-- start --

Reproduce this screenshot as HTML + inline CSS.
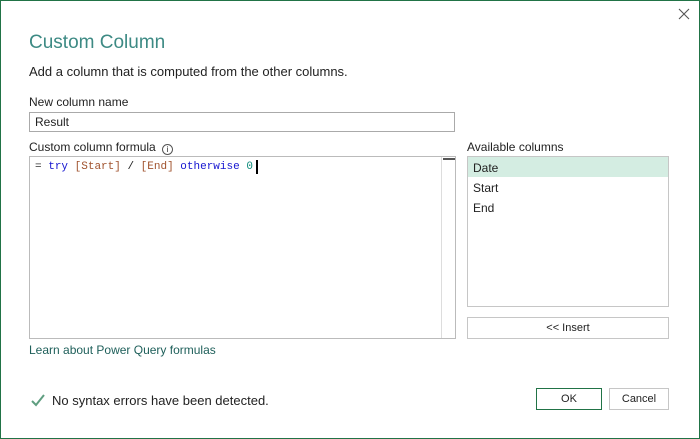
<!DOCTYPE html>
<html><head><style>
*{margin:0;padding:0;box-sizing:border-box}
body{width:700px;height:439px;background:#fff;font-family:"Segoe UI","Liberation Sans",sans-serif;color:#222;position:relative;overflow:hidden}
.frame{position:absolute;left:0;top:0;width:700px;height:439px;border:1px solid #217346}
.a{position:absolute;white-space:nowrap}
.box{position:absolute;border:1px solid #c6c6c6;background:#fff}
.mono{font-family:"Liberation Mono",monospace;font-size:11px}
</style></head><body>
<div class="frame"></div>
<svg class="a" style="left:678px;top:8px" width="12" height="12" viewBox="0 0 12 12"><path d="M1 1 L11 11 M11 1 L1 11" stroke="#555" stroke-width="1.1"/></svg>
<div class="a" style="left:29px;top:32px;font-size:19px;color:#3d8a84">Custom Column</div>
<div class="a" style="left:29px;top:64px;font-size:13px">Add a column that is computed from the other columns.</div>
<div class="a" style="left:29px;top:95px;font-size:12px">New column name</div>
<div class="box" style="left:29px;top:112px;width:426px;height:20px;border-color:#aaa"></div>
<div class="a" style="left:35px;top:115px;font-size:12px">Result</div>
<div class="a" style="left:29px;top:140px;font-size:12px">Custom column formula <span style="display:inline-block;width:11px;height:11px;border:1px solid #555;border-radius:50%;font-size:8px;line-height:9px;text-align:center;vertical-align:-1px;margin-left:3px">i</span></div>
<div class="box" style="left:29px;top:156px;width:427px;height:183px;border-color:#bbb"></div>
<div class="a" style="left:441px;top:157px;width:1px;height:181px;background:#ddd"></div>
<div class="a" style="left:443px;top:158px;width:12px;height:2px;background:#555"></div>
<div class="a mono" style="left:35px;top:161px"><span style="color:#333">=</span> <span style="color:#1515d0">try</span> <span style="color:#a0522d">[Start]</span> / <span style="color:#a0522d">[End]</span> <span style="color:#1515d0">otherwise</span> <span style="color:#0a8a7a">0</span></div>
<div class="a" style="left:256px;top:160px;width:2px;height:14px;background:#000"></div>
<div class="a" style="left:467px;top:140px;font-size:12px">Available columns</div>
<div class="box" style="left:467px;top:156px;width:202px;height:151px"></div>
<div class="a" style="left:468px;top:157px;width:200px;height:20px;background:#d4ede2"></div>
<div class="a" style="left:473px;top:161px;font-size:12px">Date</div>
<div class="a" style="left:473px;top:181px;font-size:12px">Start</div>
<div class="a" style="left:473px;top:201px;font-size:12px">End</div>
<div class="box" style="left:467px;top:317px;width:202px;height:22px;font-size:11px;text-align:center;line-height:20px">&lt;&lt; Insert</div>
<div class="a" style="left:29px;top:343px;font-size:12px;color:#1e5f5a">Learn about Power Query formulas</div>
<svg class="a" style="left:30px;top:392px" width="16" height="16" viewBox="0 0 16 16"><path d="M2 9 L6 13 L14 3" fill="none" stroke="#5f9e80" stroke-width="2"/></svg>
<div class="a" style="left:52px;top:393px;font-size:13px">No syntax errors have been detected.</div>
<div class="box" style="left:536px;top:388px;width:66px;height:22px;border-color:#217346;font-size:11px;text-align:center;line-height:20px">OK</div>
<div class="box" style="left:609px;top:388px;width:60px;height:22px;font-size:11px;text-align:center;line-height:20px">Cancel</div>
</body></html>
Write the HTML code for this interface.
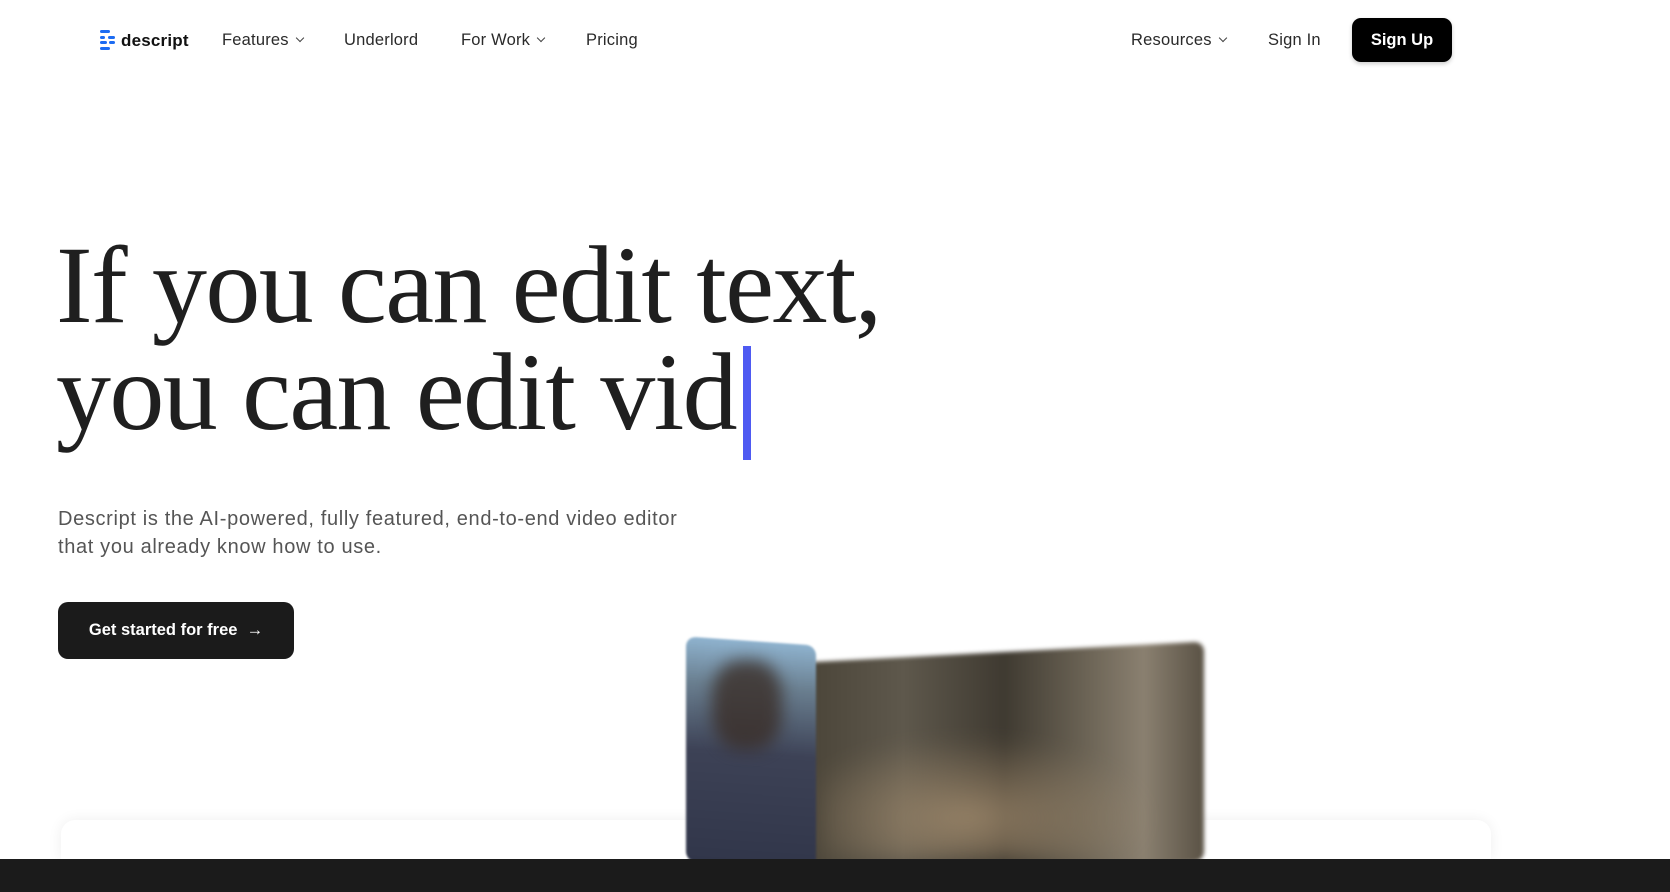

-- end --

WHAT TO DO -
Return each line among the entries that holds the word "this".

THE RESULT -
Reproduce this screenshot as HTML + inline CSS.
Write the HTML code for this interface.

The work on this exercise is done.